Strategic Imperative 3: Full Digital Transformation with Intellex

The third imperative is to integrate, digitise, and digitalise all DACF financial management, fiscal operations, and monitoring and evaluation activities. For too long, paper-based systems and delayed reporting have undermined local government. In this modern era, institutional credibility depends heavily on data integrity, precision, transparency, and real-time oversight. This strategic imperative brings to bear a digital revolution: full integration of financial systems, real-time dashboards, and electronic monitoring ensuring that every cedi can be tracked from release to project completion. In 2025, the DACF introduced the Intelligent Expenditure Platform, known as Intellex. This AI-enabled digital system manages allocations, disbursements, monitoring, and reporting, and will also enable the DACF to produce a more swift and equitable formula to accelerate development and bridge the gap between urban and rural communities. From January 2026, all DACF operations have transitioned fully into this digital environment. This strategy is fundamental to governance reform that strengthens trust in decentralised fiscal management. Assemblies will now submit reports through Intellex, greatly reducing opportunities for misapplication and allowing citizens to follow projects through all stages in their own communities. In an era when Ghanaians rightly demand transparency, Intellex is the game-changer that builds public trust.

Strategic Imperative 4: Optimising Operations and Governance

The fourth and final imperative is to optimise DACF operations, structure, and governance architecture. This focuses on streamlining the Fund’s internal processes through restructuring, developing staff capacity, reducing bureaucracy, strengthening internal controls, and ensuring swift disbursement. The goal is simple: faster decisions, greater efficiency, and fewer errors. This imperative builds critical relationships with the Ministry of Local Government, Chieftancy and Religious Affairs (MLGCRA), Parliament, Ministry of Finance, and other stakeholders. 

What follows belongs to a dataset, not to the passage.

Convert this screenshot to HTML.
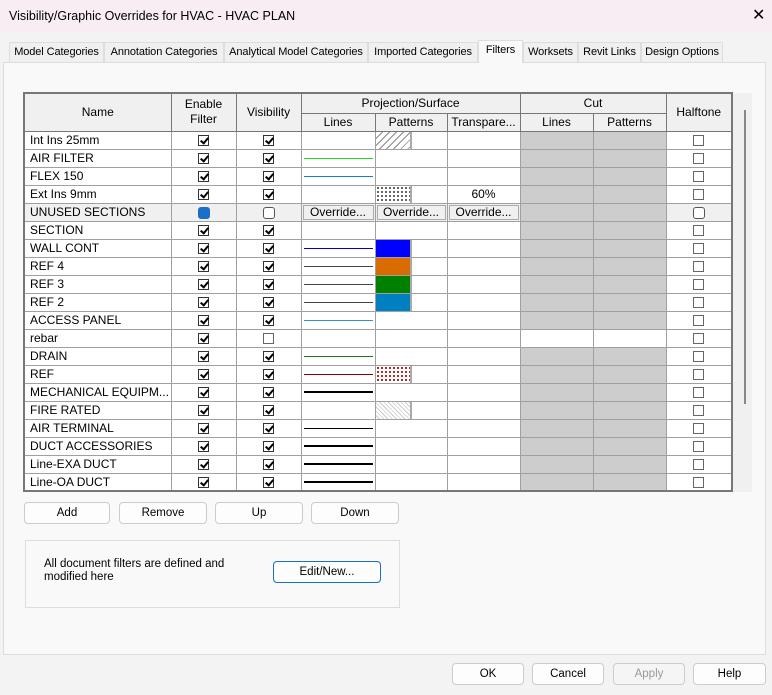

Visible Impacts and Inclusive Progress

These four imperatives are already producing visible results on the ground. In 2025 and 2026, Assemblies are using increased net transfers to fund priority projects under the government’s Resetting Agenda. Existing health facilities are receiving critical equipment, new health centres are being constructed, modernised 24-hour markets are taking shape, educational facilities are being built, portable water supply is improving, and sanitation drives are intensifying nationwide. The forthcoming increase in the disability component of the DACF from 3% to 5% further demonstrates how these imperatives are translating into more inclusive development.

Reducing Inequities by 2028

Since assuming office, the Administrator has set a clear vision for the road ahead: a 10% reduction in development inequities across all indices by the end of 2028. Achieving this target requires every stakeholder Chief Executives, Parliament, ministries, departments and agencies (MDAs), assembly members, traditional authorities, academia, the media, civil society, and Ghanaians from all walks of life to play their part. Under the four strategic imperatives, the DACF will cease to be merely a funding mechanism. It will become the powerful engine driving truly transparent, responsive, and citizen-centredlocal development across Ghana.